IndustrieBIER oder Craft Beer? Fortschritt oder präzivilisatorische Natürlichkeit?: Techno in der Nachmittagssonne
Ausgehen und rumstehen
von Svenja Bednarczyk
Der Freitagmorgen beginnt mit Craft Beer. Aus dem Radiowecker erklärt Greg Koch, der gerade eine Brauerei in Berlin-Mariendorf errichtet, im Deutschlandfunk: „Die Mission ist, dass die Menschen erkennen, dass Bier mehr sein kann als dieses ganze industrielle Zeugs.“ Als handwerklich gebraut und unabhängig von großen Konzernen beschreibt er sein Bier. Er sagt weiter: „Die großen Unternehmen denken, wir sind zu blöd. Sie denken, wir haben keinen Geschmack, wir verdienen nicht das Gute.“ Der Bericht nennt sein Craft Beer „anders als die großen Einheitsbiere“.
Antikapitalistische Rhetorik
Einheitsbier? Wer schon mal ein Jever und ein Radeberger getrunken hat, weiß, wie unterschiedlich Pils sein kann. Die Schlagworte erinnern stark an antikapitalistische Rhetorik, bei der Konzerne grundsätzlich böse, gleichmachend und profitgierig sind.
Der alternative Hipsterbrauer dagegen sei natürlich nur am Wohl seiner Kundschaft interessiert. „Craft Beer zu trinken, heißt, eine Haltung zu haben“, heißt es im Radiobericht. Hier soll nicht nur Bier, sondern auch Ideologie verkauft werden – für 6,40 Euro pro 0,33 Liter.
Ich mache das Radio aus und mich auf den Weg nach draußen. Im Flur treffe ich den Mitbewohner. „Guck mal, ich habe mir Barfußschuhe gekauft“, sagt er. „Das ist natürliches Laufen, megagesund für die Füße und den Rücken.“ 80 Euro hat er ausgegeben für ein Paar schwarze Antirutschstrümpfe mit Gummi an der Sohle. Er berichtet, wie Kinder in der Bahn über seine neue Fußbekleidung diskutieren.

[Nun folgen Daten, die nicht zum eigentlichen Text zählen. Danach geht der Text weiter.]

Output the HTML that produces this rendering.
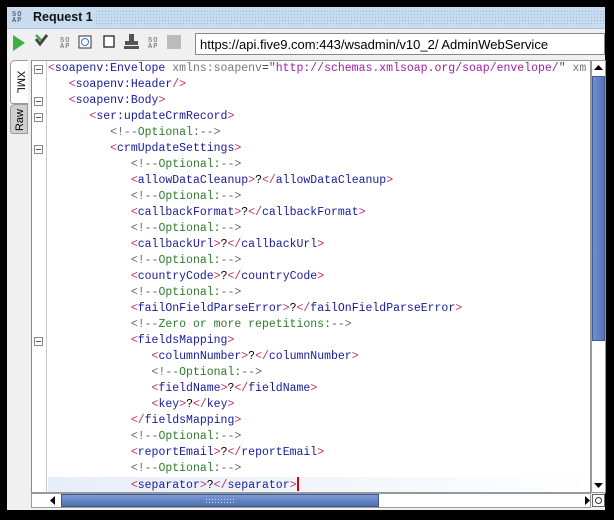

Warum der Mann nur Socken trage, fragen sie sich. Er klingt stolz.
Ökohippie und Prenzlauer-Berg-Bioeltern sind sich einig. Ihr Konsum soll natürlich sein, nachhaltig, gesund, regional und die Ware am liebsten handgemacht. Denn das individuelle Produkt bestärkt die vermeintliche Individualität der Käufer*in. Dabei wird Massenversorgung verteufelt und die präzivilisatorische Zeit als „natürlich“ verherrlicht. Die Menschen sind auf der Suche nach dem guten Leben.
Darauf ein Plädoyer für den Fortschritt in drei Sätzen: Gar alles spricht doch für die industrielle Produktion. Billige und effiziente Herstellung in einer arbeitsteiligen Gesellschaft beispielsweise. Keine Scherben in den Füßen dank festem Schuhwerk sind auch gesund und weniger Kopfschmerzen am nächsten Tag nach dem Genuss von „Einheitsbier“.
Am Abend besuche ich mit M. einen Vortrag des Journalisten Thomas von der Osten-Sacken zum Krieg in Syrien und Irak. Ich entscheide mich gegen das an der Bar angebotene Craft Beer. M. bezeichnet sich selbst als neoliberal. Was sagst du zum Natürlichkeitsfetisch der Menschen? „Wenn es eine Nachfrage nach Handgemachtem gibt, ist das doch in Ordnung“, sagt er. „Fortschrittsfeindlichkeit ist dumm, aber es spricht doch nichts dagegen, dass Leute das dumme Zeug bekommen, das sie wollen.“
Samstag ist Tagsüberparty
Am Samstag gehe ich mit M. auf eine Tagsüberparty. Vom Türsteher werden wir gefragt, welche unsere Lieblingsfarbe ist. Schwarz. Auf zwei Floors läuft düsterer Techno. Menschen tragen Sonnenbrillen und sportliche Outfits mit Logos von Nike und Adidas. Wir tanzen mehrere Stunden in der Nachmittagssonne; an der Bar gibt es Sonnencreme und Bier nur von Beck’s. Auch hier suchen die Menschen das gute Leben – im Hedonismus.
Als ich Sonntagmorgen frühstücken will, sind keine Tiefkühlbrötchen mehr da. Also backe ich selbst Brot mit Biomehl, Biokräutern, Biohefe, Bioröstzwiebeln und Himalajasalz für die Mitbewohner. Dazu gibt es veganen Rührtofu. Total natürlich, nachhaltig, gesund, regional und handgemacht. Immer radikal, niemals konsequent.